I have survived one whole year as PhD student! It has been a crazy year of ups and downs, and I have learnt a lot about what doing a PhD really involves. I still have my confirmation to look forward to, however looking back at the past year I’d like to share one or two things I’ve learnt.
Firstly, to not compare where I am to where others are. It can be hard seeing what stages your friends are in their research. When they’re ahead, it looks scary hard, or they’re so advanced that you think you’ll never get there. If they’re just starting, they have so much potential! Each of our journeys are different (I enjoy stating the obvious), so we shouldn’t look to others for where our paths will take us.
We all start and finish in different places!
One of the most important things I’ve learnt, in my opinion, involves motivation and inspiration. Inspiration comes and goes, and we need to use whatever motivation we can find to ensure that when we lack inspiration, our work doesn’t come to a standstill. This means it doesn’t matter whether you’re doing the work for the “right” reason or the “wrong”, as long as it gets done!

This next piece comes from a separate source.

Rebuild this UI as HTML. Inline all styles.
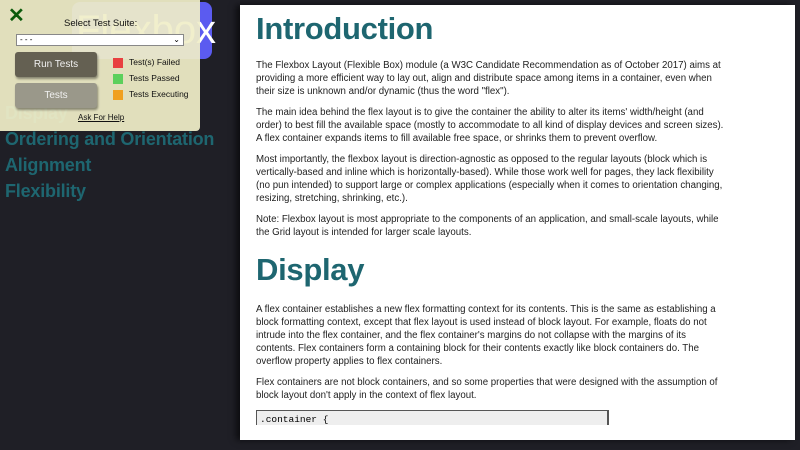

My first blog post was about how difficult the decision to stay in my PhD was. I wasn’t able to find the motivation to continue working. However, once inspiration hit, I was full of ideas and enthusiasm! Throughout this past year, while inspiration has come and gone, I’ve had to find the motivation to come into work even when all I wanted to do is find a rich guy to marry so I'd never have to think again.
It’s on these latter days that doing work is hard. We’ve all experienced it – that feeling that you’re not getting anywhere, that everything you do it pointless, and you’ll never be as good as others. Some days you’re just not going to feel inspired, and you need to find other reasons to continue work. There are days when I have to remind myself that life as a researcher means flexible work hours and paid trips overseas!
It’s ok for these motivations to be whatever they have to be to keep you working. The end product is often rewarding in itself – a PhD! Or a published article, or successful experiment. However it takes time to get there, and you need something to keep you going in the meantime. If you can remember that you’re working to win a Nobel prize, great! But if you need to motivate yourself to finish an article with a chocolate reward, or plan a celebratory dinner to motivate yourself to finish writing up that paper, that’s fine too. It’s even ok agree to give a presentation or work late to try and impress someone (whether it be your supervisors, or that hottie down the hall).
The important thing to remember is that once you’ve decided you want to finish this PhD (or degree, assignment, experiment, or any other goal), it doesn’t matter what the motivation is to get through the tough parts, as long as it keeps you working in between those magical days of inspiration!
One you’ve decided you’re going to finish this thing, if you can’t find the “right” motivation, look for the wrong one!